Sens. Marco Rubio, R-Fla., and Ben Cardin, D-Md., and Reps. Mike Gallagher, R-Wisc., and Jimmy Panetta, D-Calif. lead the effort, but the resolution gained the support of 20 other lawmakers in the nation’s capital.

The $1.45 billion headquarters is located in Brussels, Belgium, and will house nearly 4,000 military and civilian personnel from the alliance.

NATO has taken a lot of flack over the past few months, however, particularly from President Donald Trump.

At the organization’s annual summit in Brussels last July, President Trump attacked allies, calling Germany “a captive of Russia” and accusing members of the alliance “delinquent” in their defense spending.

The comments sent European diplomats reeling, according to CNN.

“It’s like the world has gone crazy this morning,” one senior European diplomat told CNN. “Trump’s performance was beyond belief.”

“This is very confusing,” another senior European diplomat told CNN.

Referring to Trump’s Twitter tirade against Germany, the envoy said, “the attacks before, and now this tremendous stuff today. It doesn’t make any sense. We’re still in the process of analyzing it.”

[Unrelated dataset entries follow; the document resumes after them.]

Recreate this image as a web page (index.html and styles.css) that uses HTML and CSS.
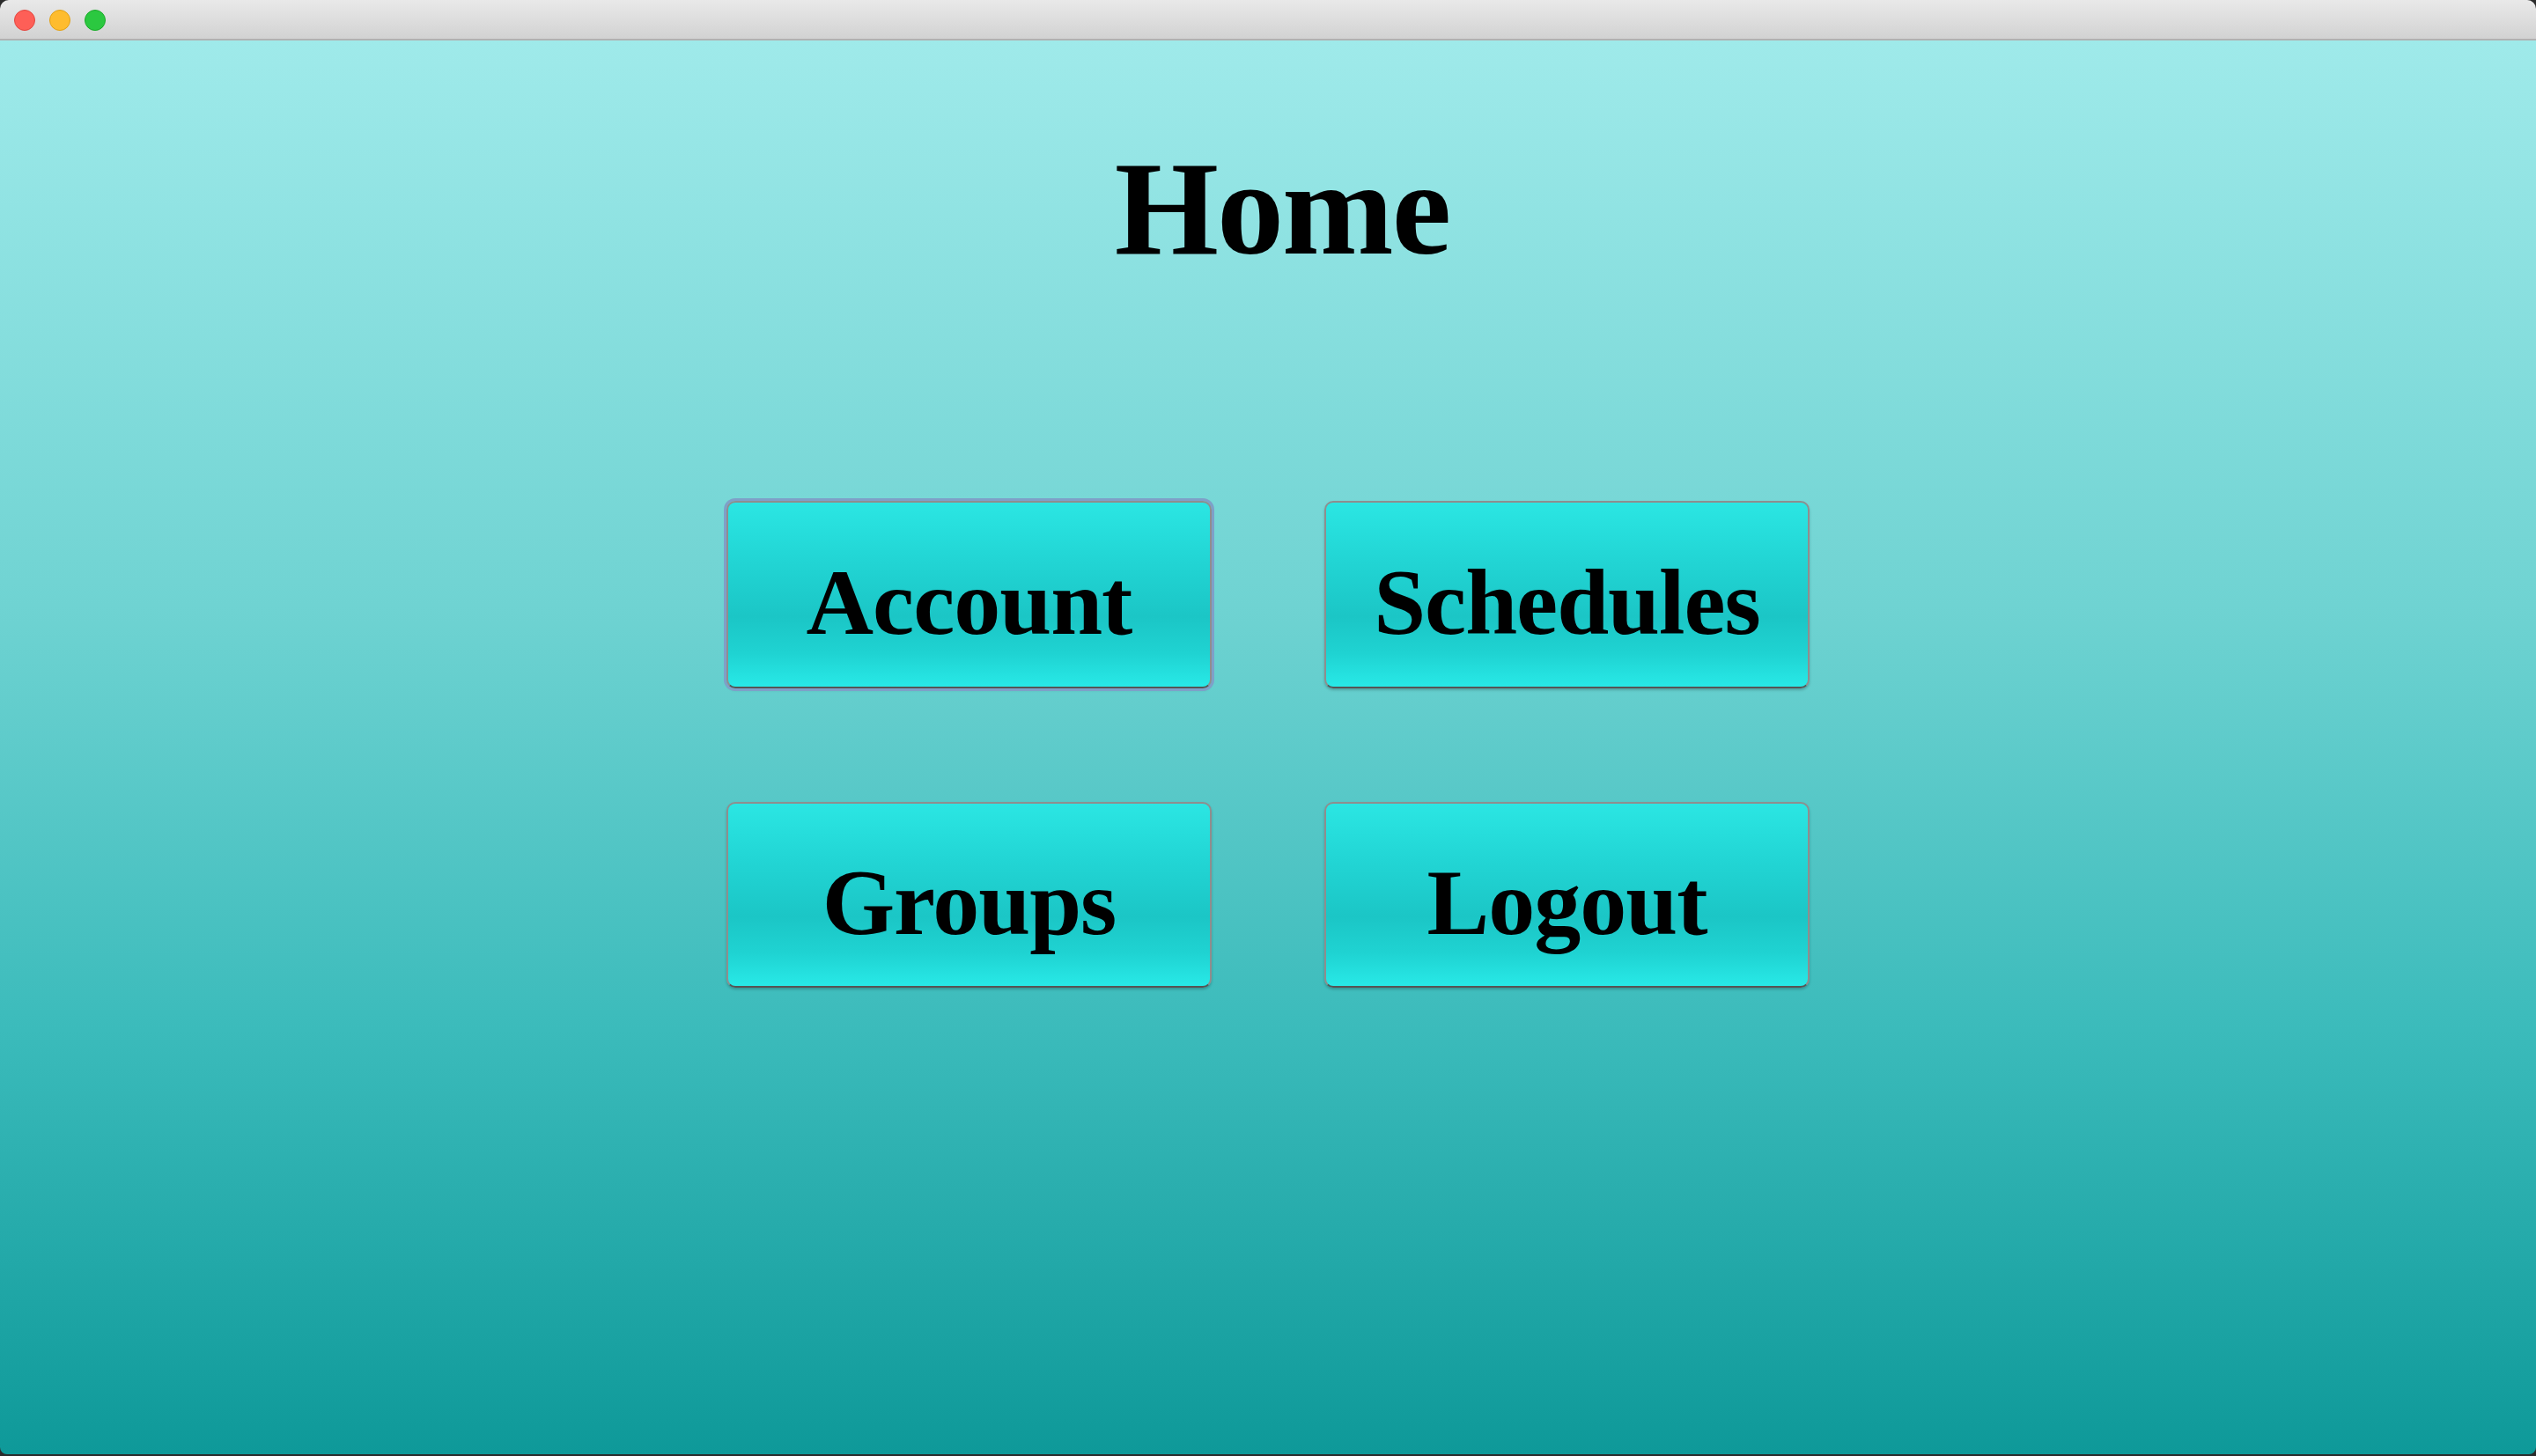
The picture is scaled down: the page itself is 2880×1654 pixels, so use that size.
FILE: index.html
```html
<!DOCTYPE html>
<html lang="en">
<head>
<meta charset="utf-8">
<title>Home</title>
<link rel="stylesheet" href="styles.css">
</head>
<body>
  <div class="window">
    <div class="titlebar">
      <span class="light red"></span>
      <span class="light yellow"></span>
      <span class="light green"></span>
    </div>
    <main class="content">
      <h1 class="title">Home</h1>
      <div class="grid">
        <button class="btn focused">Account</button>
        <button class="btn">Schedules</button>
        <button class="btn">Groups</button>
        <button class="btn">Logout</button>
      </div>
    </main>
  </div>
</body>
</html>
```

FILE: styles.css
```css
html, body {
  margin: 0;
  padding: 0;
}
body {
  width: 2880px;
  height: 1654px;
  background: #2b2b2b;
  overflow: hidden;
}
.window {
  height: 1652px;
  display: flex;
  flex-direction: column;
  border-radius: 10px 10px 8px 8px;
  overflow: hidden;
}
.titlebar {
  height: 46px;
  flex: 0 0 46px;
  box-sizing: border-box;
  background: linear-gradient(#e9e9e9, #d2d2d2);
  border-bottom: 2px solid #b1b1b1;
  display: flex;
  align-items: center;
  gap: 16px;
  padding-left: 16px;
  padding-top: 2px;
}
.light {
  width: 24px;
  height: 24px;
  border-radius: 50%;
  box-sizing: border-box;
}
.red { background: #fe5f57; border: 1px solid #e2463f; }
.yellow { background: #febc2e; border: 1px solid #e1a116; }
.green { background: #2bc840; border: 1px solid #1aab29; }
.content {
  flex: 1;
  background: linear-gradient(#9feaea 0%, #6fd3d2 40%, #3bbbbb 70%, #0e9999 100%);
  display: flex;
  flex-direction: column;
  align-items: center;
}
.title {
  margin: 115px 0 0 32px;
  font-family: "Liberation Serif", "Times New Roman", serif;
  font-weight: 700;
  font-size: 152px;
  line-height: 1;
  color: #000;
  letter-spacing: -2px;
}
.grid {
  margin-top: 256px;
  display: grid;
  grid-template-columns: 551px 551px;
  grid-template-rows: 213px 211px;
  column-gap: 128px;
  row-gap: 129px;
}
.btn {
  box-sizing: border-box;
  border: 2px solid #8e8e8e;
  border-bottom-color: #555;
  border-radius: 10px;
  background: linear-gradient(#2be6e3 0%, #22d6d5 30%, #1bc6c6 62%, #1fd3d2 82%, #28e9e7 100%);
  box-shadow: 0 2px 3px rgba(0, 0, 0, 0.22);
  font-family: "Liberation Serif", "Times New Roman", serif;
  font-weight: 700;
  font-size: 106px;
  line-height: 1;
  color: #000;
  padding: 18px 0 0 0;
  display: flex;
  align-items: center;
  justify-content: center;
  letter-spacing: -1px;
}
.btn.focused {
  box-shadow: 0 0 0 3px #7ea0c8, 0 2px 3px rgba(0, 0, 0, 0.22);
}
```
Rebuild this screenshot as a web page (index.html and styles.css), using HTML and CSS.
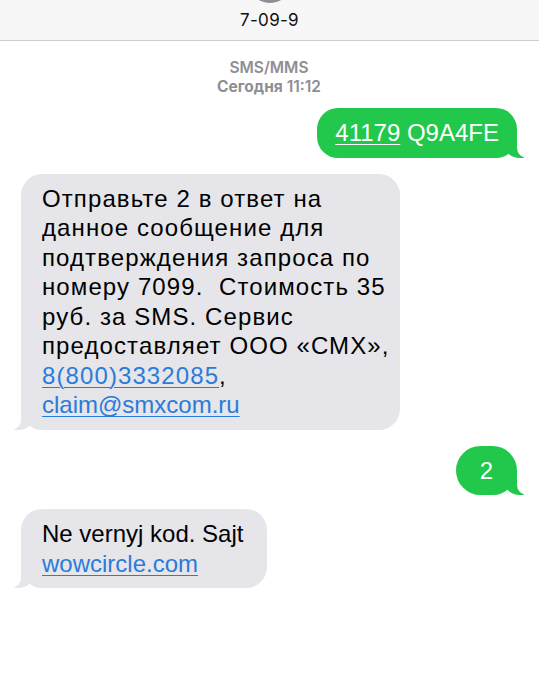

Despite the President’s attacks on the organization, GOP leaders defended NATO publically.

Senate Foreign Relations Chairman Bob Corker told CNN he was concerned that that Trump is trying to “tear down” NATO and “punch our friends in the nose.”

While Corker agrees with the President about NATO allies paying more into the alliance, he doubled down and said Trump’s rhetoric is “damaging to us.”

House Speaker Paul Ryan was hesitant to outright disagree with the President, saying he subscribes “to the view that we should not be criticizing our president while he is overseas, but let me say a couple of things. NATO is indispensable.”